[Start of Records for the task]
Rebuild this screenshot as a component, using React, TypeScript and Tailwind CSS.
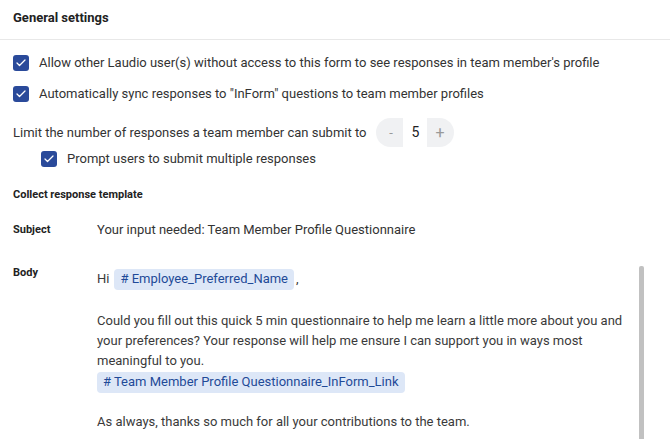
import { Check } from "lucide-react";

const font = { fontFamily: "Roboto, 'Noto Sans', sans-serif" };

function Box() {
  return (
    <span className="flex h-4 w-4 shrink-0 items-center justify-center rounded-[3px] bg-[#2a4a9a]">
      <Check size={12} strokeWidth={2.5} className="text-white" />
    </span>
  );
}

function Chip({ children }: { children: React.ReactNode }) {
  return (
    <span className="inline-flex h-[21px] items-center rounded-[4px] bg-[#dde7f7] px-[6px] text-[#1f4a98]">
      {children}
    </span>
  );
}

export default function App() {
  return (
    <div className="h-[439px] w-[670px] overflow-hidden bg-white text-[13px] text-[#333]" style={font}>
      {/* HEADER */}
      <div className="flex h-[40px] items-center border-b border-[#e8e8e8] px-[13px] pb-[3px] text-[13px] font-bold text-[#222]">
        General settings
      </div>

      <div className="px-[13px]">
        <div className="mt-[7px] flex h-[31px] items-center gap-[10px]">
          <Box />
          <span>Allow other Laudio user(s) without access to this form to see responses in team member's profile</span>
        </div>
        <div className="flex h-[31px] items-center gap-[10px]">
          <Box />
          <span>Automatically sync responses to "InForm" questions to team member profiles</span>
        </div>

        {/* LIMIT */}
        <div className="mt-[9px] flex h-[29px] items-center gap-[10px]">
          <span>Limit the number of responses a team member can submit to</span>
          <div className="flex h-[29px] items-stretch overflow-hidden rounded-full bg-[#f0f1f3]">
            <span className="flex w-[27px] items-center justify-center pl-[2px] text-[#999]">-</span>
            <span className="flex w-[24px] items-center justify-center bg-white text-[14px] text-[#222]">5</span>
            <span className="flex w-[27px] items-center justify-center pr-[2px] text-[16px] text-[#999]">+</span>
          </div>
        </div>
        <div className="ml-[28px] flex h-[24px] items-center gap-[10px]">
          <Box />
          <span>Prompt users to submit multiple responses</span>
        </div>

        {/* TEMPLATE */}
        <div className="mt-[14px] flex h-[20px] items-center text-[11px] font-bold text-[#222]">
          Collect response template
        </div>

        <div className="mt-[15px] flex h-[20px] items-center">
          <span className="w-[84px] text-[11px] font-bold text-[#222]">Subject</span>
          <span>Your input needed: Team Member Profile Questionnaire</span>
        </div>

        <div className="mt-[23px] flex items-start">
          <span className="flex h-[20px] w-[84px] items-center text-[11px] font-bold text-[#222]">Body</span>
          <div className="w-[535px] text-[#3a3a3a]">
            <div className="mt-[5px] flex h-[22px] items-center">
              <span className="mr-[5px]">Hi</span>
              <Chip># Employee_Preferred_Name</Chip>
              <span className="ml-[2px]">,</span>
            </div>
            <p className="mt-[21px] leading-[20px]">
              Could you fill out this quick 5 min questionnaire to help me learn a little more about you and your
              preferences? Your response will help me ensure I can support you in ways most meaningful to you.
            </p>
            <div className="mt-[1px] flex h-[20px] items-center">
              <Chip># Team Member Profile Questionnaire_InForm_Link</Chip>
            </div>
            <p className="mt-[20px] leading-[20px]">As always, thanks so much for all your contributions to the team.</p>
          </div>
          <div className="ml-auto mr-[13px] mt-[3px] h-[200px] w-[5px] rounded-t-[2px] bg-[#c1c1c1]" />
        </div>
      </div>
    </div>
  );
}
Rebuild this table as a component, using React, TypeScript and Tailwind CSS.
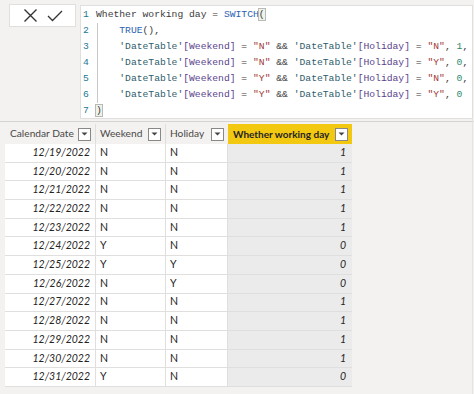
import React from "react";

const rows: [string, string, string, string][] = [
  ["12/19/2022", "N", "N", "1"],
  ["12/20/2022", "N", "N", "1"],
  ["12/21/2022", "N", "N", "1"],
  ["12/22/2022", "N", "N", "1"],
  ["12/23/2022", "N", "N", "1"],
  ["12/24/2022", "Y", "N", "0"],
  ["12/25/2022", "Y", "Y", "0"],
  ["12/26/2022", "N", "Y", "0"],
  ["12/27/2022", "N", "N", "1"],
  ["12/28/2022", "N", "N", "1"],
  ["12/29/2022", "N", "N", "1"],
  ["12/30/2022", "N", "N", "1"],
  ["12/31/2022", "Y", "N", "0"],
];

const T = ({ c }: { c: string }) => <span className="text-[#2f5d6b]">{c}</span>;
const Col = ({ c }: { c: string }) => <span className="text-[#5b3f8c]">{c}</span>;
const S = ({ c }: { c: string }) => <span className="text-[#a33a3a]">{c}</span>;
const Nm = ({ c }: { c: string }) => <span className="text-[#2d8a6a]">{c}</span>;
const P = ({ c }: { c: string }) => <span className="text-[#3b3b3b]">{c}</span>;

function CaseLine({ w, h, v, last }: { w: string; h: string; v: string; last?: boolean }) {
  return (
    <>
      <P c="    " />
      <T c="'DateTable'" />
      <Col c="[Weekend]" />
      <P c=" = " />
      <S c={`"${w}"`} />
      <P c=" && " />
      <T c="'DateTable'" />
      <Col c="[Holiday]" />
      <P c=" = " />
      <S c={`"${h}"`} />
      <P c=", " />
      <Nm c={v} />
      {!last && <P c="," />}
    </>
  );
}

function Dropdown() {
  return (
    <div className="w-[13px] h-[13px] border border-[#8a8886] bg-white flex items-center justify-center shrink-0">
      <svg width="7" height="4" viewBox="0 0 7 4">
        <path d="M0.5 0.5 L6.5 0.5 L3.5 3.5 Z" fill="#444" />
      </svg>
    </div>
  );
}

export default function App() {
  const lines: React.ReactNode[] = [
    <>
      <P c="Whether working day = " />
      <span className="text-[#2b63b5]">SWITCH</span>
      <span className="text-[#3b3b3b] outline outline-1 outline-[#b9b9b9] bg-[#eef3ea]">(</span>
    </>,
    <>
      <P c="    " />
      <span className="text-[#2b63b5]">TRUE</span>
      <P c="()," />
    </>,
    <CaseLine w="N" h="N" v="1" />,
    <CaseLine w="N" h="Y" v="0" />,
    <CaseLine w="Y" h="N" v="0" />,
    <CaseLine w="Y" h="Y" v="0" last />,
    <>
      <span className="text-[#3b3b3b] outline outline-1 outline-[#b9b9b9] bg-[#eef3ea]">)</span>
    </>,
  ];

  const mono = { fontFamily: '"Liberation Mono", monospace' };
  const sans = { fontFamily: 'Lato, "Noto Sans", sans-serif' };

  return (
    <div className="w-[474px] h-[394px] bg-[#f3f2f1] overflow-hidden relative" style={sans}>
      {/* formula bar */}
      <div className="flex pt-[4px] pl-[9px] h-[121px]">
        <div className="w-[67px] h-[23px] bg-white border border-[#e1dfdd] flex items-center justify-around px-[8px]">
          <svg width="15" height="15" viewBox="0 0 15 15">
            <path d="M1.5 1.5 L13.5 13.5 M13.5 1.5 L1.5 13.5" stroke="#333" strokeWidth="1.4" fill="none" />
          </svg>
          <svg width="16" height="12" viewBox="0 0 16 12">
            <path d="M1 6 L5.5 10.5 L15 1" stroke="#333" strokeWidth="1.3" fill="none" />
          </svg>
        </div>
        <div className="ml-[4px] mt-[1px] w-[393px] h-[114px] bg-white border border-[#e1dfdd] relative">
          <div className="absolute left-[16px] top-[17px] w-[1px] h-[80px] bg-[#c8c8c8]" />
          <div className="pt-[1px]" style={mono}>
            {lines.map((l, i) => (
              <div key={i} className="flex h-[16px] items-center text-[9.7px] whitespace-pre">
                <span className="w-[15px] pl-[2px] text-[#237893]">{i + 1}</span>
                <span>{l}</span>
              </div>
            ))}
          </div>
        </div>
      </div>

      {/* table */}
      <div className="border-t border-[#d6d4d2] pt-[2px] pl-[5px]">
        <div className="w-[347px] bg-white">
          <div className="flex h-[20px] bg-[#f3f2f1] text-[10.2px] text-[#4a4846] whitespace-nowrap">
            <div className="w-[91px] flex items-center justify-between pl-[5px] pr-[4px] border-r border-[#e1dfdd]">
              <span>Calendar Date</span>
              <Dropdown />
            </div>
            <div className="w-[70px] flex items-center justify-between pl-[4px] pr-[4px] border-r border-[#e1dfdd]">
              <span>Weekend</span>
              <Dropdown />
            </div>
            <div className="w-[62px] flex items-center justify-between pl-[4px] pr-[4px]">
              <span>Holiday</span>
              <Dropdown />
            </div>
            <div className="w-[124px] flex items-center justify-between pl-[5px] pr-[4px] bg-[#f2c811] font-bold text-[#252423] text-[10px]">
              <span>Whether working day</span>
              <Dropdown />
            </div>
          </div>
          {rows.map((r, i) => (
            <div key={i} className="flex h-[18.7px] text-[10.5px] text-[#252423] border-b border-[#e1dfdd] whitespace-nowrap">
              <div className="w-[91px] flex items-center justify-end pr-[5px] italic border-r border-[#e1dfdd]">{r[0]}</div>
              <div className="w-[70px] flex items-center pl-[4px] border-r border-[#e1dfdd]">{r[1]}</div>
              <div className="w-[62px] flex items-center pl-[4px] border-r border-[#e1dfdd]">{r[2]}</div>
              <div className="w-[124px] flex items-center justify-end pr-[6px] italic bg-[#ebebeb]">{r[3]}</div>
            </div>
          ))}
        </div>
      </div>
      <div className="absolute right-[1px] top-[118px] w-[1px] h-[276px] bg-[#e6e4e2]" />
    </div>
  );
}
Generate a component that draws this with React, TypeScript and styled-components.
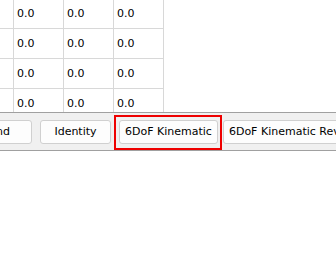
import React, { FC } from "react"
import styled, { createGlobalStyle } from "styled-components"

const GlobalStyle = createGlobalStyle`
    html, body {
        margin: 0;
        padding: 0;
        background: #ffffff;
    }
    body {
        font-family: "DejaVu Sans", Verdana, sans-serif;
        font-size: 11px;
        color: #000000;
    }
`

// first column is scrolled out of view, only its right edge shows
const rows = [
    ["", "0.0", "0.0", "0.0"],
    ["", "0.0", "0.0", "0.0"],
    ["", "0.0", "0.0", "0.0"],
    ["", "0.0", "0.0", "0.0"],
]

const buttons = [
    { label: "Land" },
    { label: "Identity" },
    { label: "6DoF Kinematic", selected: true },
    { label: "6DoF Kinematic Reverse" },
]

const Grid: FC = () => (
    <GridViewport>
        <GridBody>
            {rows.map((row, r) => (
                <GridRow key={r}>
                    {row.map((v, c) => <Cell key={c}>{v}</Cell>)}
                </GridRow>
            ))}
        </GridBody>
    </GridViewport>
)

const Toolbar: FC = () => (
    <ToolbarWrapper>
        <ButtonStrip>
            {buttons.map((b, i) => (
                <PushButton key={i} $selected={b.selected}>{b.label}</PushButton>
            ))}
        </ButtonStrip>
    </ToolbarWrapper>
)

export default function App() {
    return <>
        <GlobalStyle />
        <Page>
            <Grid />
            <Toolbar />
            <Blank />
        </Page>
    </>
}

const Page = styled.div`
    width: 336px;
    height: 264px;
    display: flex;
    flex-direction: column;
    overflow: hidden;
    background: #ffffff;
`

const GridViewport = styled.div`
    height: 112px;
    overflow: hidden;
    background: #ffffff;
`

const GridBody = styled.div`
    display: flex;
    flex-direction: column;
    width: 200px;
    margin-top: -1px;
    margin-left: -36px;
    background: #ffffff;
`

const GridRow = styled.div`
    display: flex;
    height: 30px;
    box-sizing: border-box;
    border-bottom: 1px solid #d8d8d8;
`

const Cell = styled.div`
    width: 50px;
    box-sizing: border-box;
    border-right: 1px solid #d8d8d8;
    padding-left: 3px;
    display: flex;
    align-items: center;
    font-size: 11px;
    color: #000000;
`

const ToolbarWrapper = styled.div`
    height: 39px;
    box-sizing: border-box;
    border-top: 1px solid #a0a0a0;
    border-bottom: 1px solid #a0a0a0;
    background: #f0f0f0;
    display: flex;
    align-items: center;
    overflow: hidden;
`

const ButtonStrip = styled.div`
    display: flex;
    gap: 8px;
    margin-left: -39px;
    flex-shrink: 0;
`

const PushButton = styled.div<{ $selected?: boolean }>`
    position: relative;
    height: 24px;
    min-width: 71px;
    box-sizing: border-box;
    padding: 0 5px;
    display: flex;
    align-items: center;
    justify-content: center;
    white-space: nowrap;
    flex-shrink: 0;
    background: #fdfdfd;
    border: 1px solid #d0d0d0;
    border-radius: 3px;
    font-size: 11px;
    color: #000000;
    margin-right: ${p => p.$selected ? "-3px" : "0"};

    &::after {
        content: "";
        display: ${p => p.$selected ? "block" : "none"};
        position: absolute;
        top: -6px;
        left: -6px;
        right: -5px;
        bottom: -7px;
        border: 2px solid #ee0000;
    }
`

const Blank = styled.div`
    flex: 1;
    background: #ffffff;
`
[End of Records for the task]
• Task:
Report how many lines in the records hold the word "Rebuild", giving the number and nothing else.

• Correct output:
2